In 2001, Robinson played in 11 games on special teams and at cornerback, totaling 27 tackles and three pass deflections. For the second straight year, Robinson was on an Auburn team that won at least a share of the SEC West.

As a senior in 2002, Robinson was a starting free safety and had 92 total tackles, the second most on the team, and four interceptions. Robinson made the all-SEC first team in 2002.

Robinson graduated from Auburn in 2007 with a bachelor's degree in mass communications.

==Professional career==
Following the 2003 NFL draft, Robinson signed with the Atlanta Falcons as an undrafted free agent. As a rookie with the Falcons, Robinson played in five games with one start, making 10 tackles, one pass defended, and one forced fumble.

The Falcons waived Robinson on October 8, 2003, after which the Tampa Bay Buccaneers immediately signed him off waivers.
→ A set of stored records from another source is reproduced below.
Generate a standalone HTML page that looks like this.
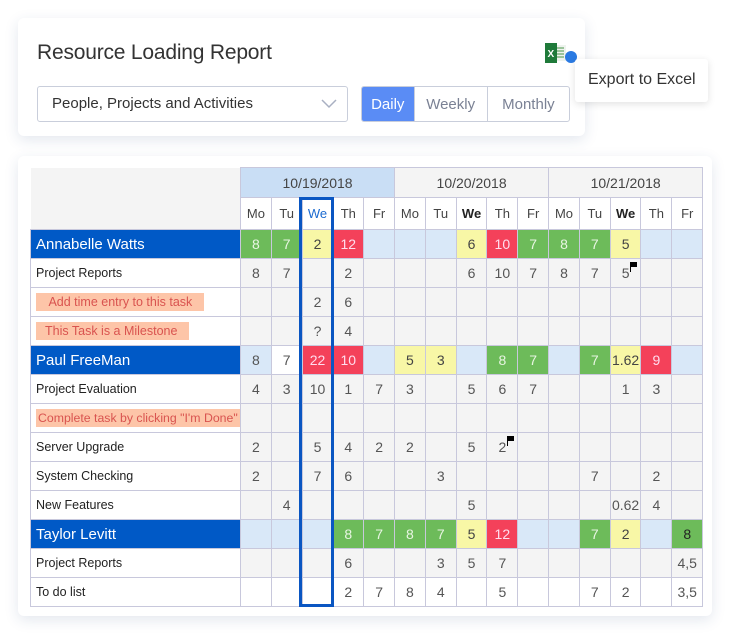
<!DOCTYPE html>
<html><head><meta charset="utf-8"><style>
*{box-sizing:border-box;margin:0;padding:0}
body{width:730px;height:644px;background:#fff;font-family:"Liberation Sans",sans-serif;position:relative;overflow:hidden}
.card{position:absolute;background:#fff;border-radius:6px;box-shadow:0 4px 14px rgba(40,70,120,.13)}
.title{position:absolute;left:37px;top:41px;font-size:21px;color:#333;letter-spacing:-.2px}
.dd{position:absolute;left:37px;top:86px;width:311px;height:36px;border:1px solid #c9cedb;border-radius:3px;font-size:15px;color:#333;padding:8px 14px}
.dd svg{position:absolute;right:10px;top:12px}
.seg{position:absolute;left:361px;top:86px;width:209px;height:36px;border:1px solid #c9cedb;border-radius:3px;display:flex;font-size:15px;color:#7a8194;overflow:hidden}
.seg div{display:flex;align-items:center;justify-content:center;border-left:1px solid #c9cedb}
.tip{position:absolute;left:575px;top:59px;width:133px;height:43px;background:#fff;box-shadow:0 2px 8px rgba(0,0,0,.12);border-radius:3px;font-size:16px;color:#333;padding:12px 0 0 13px}
table{position:absolute;left:30px;top:167px;width:672px;border-collapse:collapse;table-layout:fixed}
td{border:1px solid #c8c8dc;height:29px;text-align:center;font-size:14px;color:#555;background:#f4f4f4;padding:0;white-space:nowrap;overflow:hidden}
td.l{text-align:left;background:#fff;color:#222;font-size:12.5px;padding-left:5px;overflow:visible}
td.n{background:#0059c6;color:#fff;font-size:15px;text-align:left;padding-left:5px}
.g{background:#6dbb5a!important;color:#e8f5e2}.y{background:#f8f7a6!important;color:#444}.r{background:#f4415a!important;color:#fde}.b{background:#d9e8f8!important}.w{background:#fff!important}
.tk{display:inline-block;background:#fdc5a8;color:#d9534f;font-size:12.5px;padding:2px 8px 2px 9px}
tr.d td{background:#fff;height:32px;font-size:13px;color:#444}
tr.h td{height:30px;font-size:14px;color:#444}
.fl{position:relative}
.fl:after{content:"";position:absolute;width:7px;height:5px;background:#000;right:-8px;top:-3px}
.fl:before{content:"";position:absolute;width:1px;height:10px;background:#000;right:-2px;top:-3px}
.sel{position:absolute;left:299px;top:197px;width:35px;height:410px;border:3px solid #0a56c2}
</style></head><body>
<div class="card" style="left:18px;top:18px;width:567px;height:118px"></div>
<div class="title">Resource Loading Report</div>
<div class="dd">People, Projects and Activities<svg width="16" height="10" viewBox="0 0 16 10"><path d="M1 1l7 7 7-7" fill="none" stroke="#a9b0c2" stroke-width="1.5"/></svg></div>
<div class="seg"><div style="width:52px;background:#5a8cf5;color:#fff;border:none">Daily</div><div style="width:74px">Weekly</div><div style="width:83px">Monthly</div></div>
<svg style="position:absolute;left:545px;top:42px" width="34" height="24"><rect x="8" y="3" width="13" height="16" fill="#eef3ee"/><path d="M12 6h7M12 9h7M12 12h7M12 15h7" stroke="#6aa86a" stroke-width="1.2"/><rect x="0" y="1" width="12" height="20" fill="#1f7a3a"/><text x="2.5" y="15" font-size="10" fill="#fff" font-family="Liberation Sans" font-weight="bold">X</text><circle cx="26" cy="15" r="6" fill="#2a7ae2"/></svg>
<div class="tip">Export to Excel</div>
<div class="card" style="left:18px;top:156px;width:694px;height:460px"></div>
<table>
<colgroup><col style="width:210px"><col span="15" style="width:30.8px"></colgroup>
<tr class="h"><td rowspan="2" style="border-right:1px solid #c8c8dc;border-left:none;border-top:none"></td><td colspan="5" style="background:#c9def5">10/19/2018</td><td colspan="5">10/20/2018</td><td colspan="5">10/21/2018</td></tr>
<tr class="d"><td>Mo</td><td>Tu</td><td style="color:#1b6ad0">We</td><td>Th</td><td>Fr</td><td>Mo</td><td>Tu</td><td style="font-weight:bold;color:#222">We</td><td>Th</td><td>Fr</td><td>Mo</td><td>Tu</td><td style="font-weight:bold;color:#222">We</td><td>Th</td><td>Fr</td></tr>
<tr><td class="n">Annabelle Watts</td><td class="g">8</td><td class="g">7</td><td class="y">2</td><td class="r">12</td><td class="b"></td><td class="b"></td><td class="b"></td><td class="y">6</td><td class="r">10</td><td class="g">7</td><td class="g">8</td><td class="g">7</td><td class="y">5</td><td class="b"></td><td class="b"></td></tr>
<tr><td class="l">Project Reports</td><td>8</td><td>7</td><td></td><td>2</td><td></td><td></td><td></td><td>6</td><td>10</td><td>7</td><td>8</td><td>7</td><td style="overflow:visible"><span class="fl">5</span></td><td></td><td></td></tr>
<tr><td class="l"><span class="tk">&nbsp;Add time entry to this task&nbsp;</span></td><td></td><td></td><td>2</td><td>6</td><td></td><td></td><td></td><td></td><td></td><td></td><td></td><td></td><td></td><td></td><td></td></tr>
<tr><td class="l"><span class="tk">This Task is a Milestone&nbsp;</span></td><td></td><td></td><td>?</td><td>4</td><td></td><td></td><td></td><td></td><td></td><td></td><td></td><td></td><td></td><td></td><td></td></tr>
<tr><td class="n">Paul FreeMan</td><td class="b">8</td><td class="w">7</td><td class="r">22</td><td class="r">10</td><td class="b"></td><td class="y">5</td><td class="y">3</td><td class="b"></td><td class="g">8</td><td class="g">7</td><td class="b"></td><td class="g">7</td><td class="y">1.62</td><td class="r">9</td><td class="b"></td></tr>
<tr><td class="l">Project Evaluation</td><td>4</td><td>3</td><td>10</td><td>1</td><td>7</td><td>3</td><td></td><td>5</td><td>6</td><td>7</td><td></td><td></td><td>1</td><td>3</td><td></td></tr>
<tr><td class="l" style="padding-left:5px"><span class="tk" style="padding:2px 2px;font-size:12.3px">Complete task by clicking "I'm Done"</span></td><td></td><td></td><td></td><td></td><td></td><td></td><td></td><td></td><td></td><td></td><td></td><td></td><td></td><td></td><td></td></tr>
<tr><td class="l">Server Upgrade</td><td>2</td><td></td><td>5</td><td>4</td><td>2</td><td>2</td><td></td><td>5</td><td style="overflow:visible"><span class="fl">2</span></td><td></td><td></td><td></td><td></td><td></td><td></td></tr>
<tr><td class="l">System Checking</td><td>2</td><td></td><td>7</td><td>6</td><td></td><td></td><td>3</td><td></td><td></td><td></td><td></td><td>7</td><td></td><td>2</td><td></td></tr>
<tr><td class="l">New Features</td><td></td><td>4</td><td></td><td></td><td></td><td></td><td></td><td>5</td><td></td><td></td><td></td><td></td><td>0.62</td><td>4</td><td></td></tr>
<tr><td class="n">Taylor Levitt</td><td class="b"></td><td class="b"></td><td class="b"></td><td class="g">8</td><td class="g">7</td><td class="g">8</td><td class="g">7</td><td class="y">5</td><td class="r">12</td><td class="b"></td><td class="b"></td><td class="g">7</td><td class="y">2</td><td class="b"></td><td class="g" style="color:#222">8</td></tr>
<tr><td class="l">Project Reports</td><td></td><td></td><td></td><td>6</td><td></td><td></td><td>3</td><td>5</td><td>7</td><td></td><td></td><td></td><td></td><td></td><td>4,5</td></tr>
<tr><td class="l">To do list</td><td class="w"></td><td class="w"></td><td class="w"></td><td class="w">2</td><td class="w">7</td><td class="w">8</td><td class="w">4</td><td class="w"></td><td class="w">5</td><td class="w"></td><td class="w"></td><td class="w">7</td><td class="w">2</td><td class="w"></td><td class="w">3,5</td></tr>
</table>
<div class="sel"></div>
</body></html>
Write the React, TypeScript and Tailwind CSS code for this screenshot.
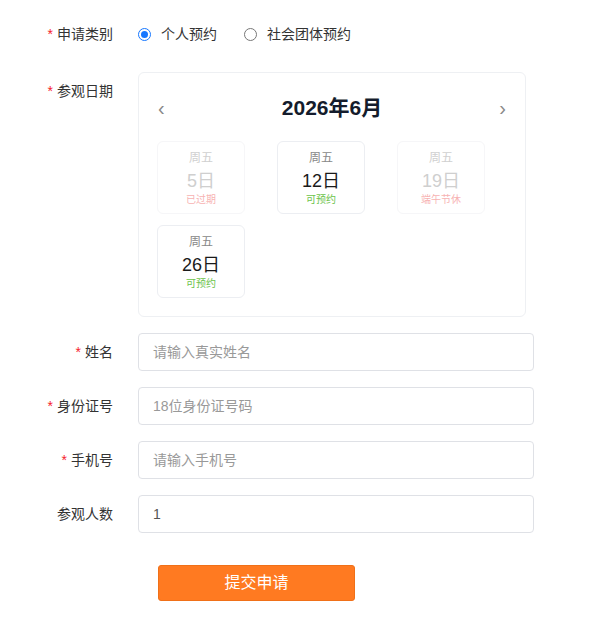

With the Buccaneers, Robinson played in four games with one start, making four tackles, one interception, and one pass defended. Robinson returned to the Falcons on July 30, 2004 after being waived by the Buccaneers. Prior to the regular season, the Falcons waived Robinson on August 31, 2004.

== Coaching career ==
===Early coaching career===
Robinson began his coaching career in 2006 at Auburn under head coach Tommy Tuberville and defensive coordinator Will Muschamp as a defensive graduate assistant and staff assistant. He helped Auburn win back-to-back bowl games, the 2007 Cotton Bowl Classic following the 2006 season and 2007 Chick-fil-A Bowl following the 2007 season.

After two seasons at Auburn, Robinson took his first full-time position with Western Kentucky for one season before becoming cornerbacks coach at Southern Miss in 2009. His former college head coach, Tommy Tuberville, hired Robinson to serve as defensive backs coach at Texas Tech in 2010.

===Florida===
On January 2, 2011, the Florida Gators' new head coach, Will Muschamp, announced the hiring of Robinson as the Gators' defensive backs coach. During that time period, Florida played in two bowl games, including a win in the 2011 TicketCity Bowl.

===Auburn (second stint)===
On January 3, 2015, Robinson returned to Auburn, this time as cornerbacks coach.

===South Carolina===
On December 6, 2015, Robinson was hired as defensive coordinator at South Carolina, following Muschamp's appointment as head coach. The 2017 South Carolina team won the Outback Bowl. However, a lack of subsequent success led South Carolina to fire Muschamp in November 2020 seven games into the season. On December 6, 2020, exactly 5 years after his hiring at UofSC, it was reported that new head coach Shane Beamer will not retain Robinson for the 2021 season.

Robinson played a role in the development of several now-NFL defensive backs, including 2021 first round pick Jaycee Horn.

===Miami===
On January 9, 2021, he was hired as the defensive backs coach at the University of Miami.

===Alabama===
On January 19, 2022, rumors began to surface that Robinson was taking a position on Nick Saban’s staff at the University of Alabama. On January 21, 2022, Robinson confirmed joining the Alabama staff as DB coach on his Twitter account.

===Georgia===
On January 13, 2024, Robinson was named the co-defensive coordinator and safeties coach at the University of Georgia.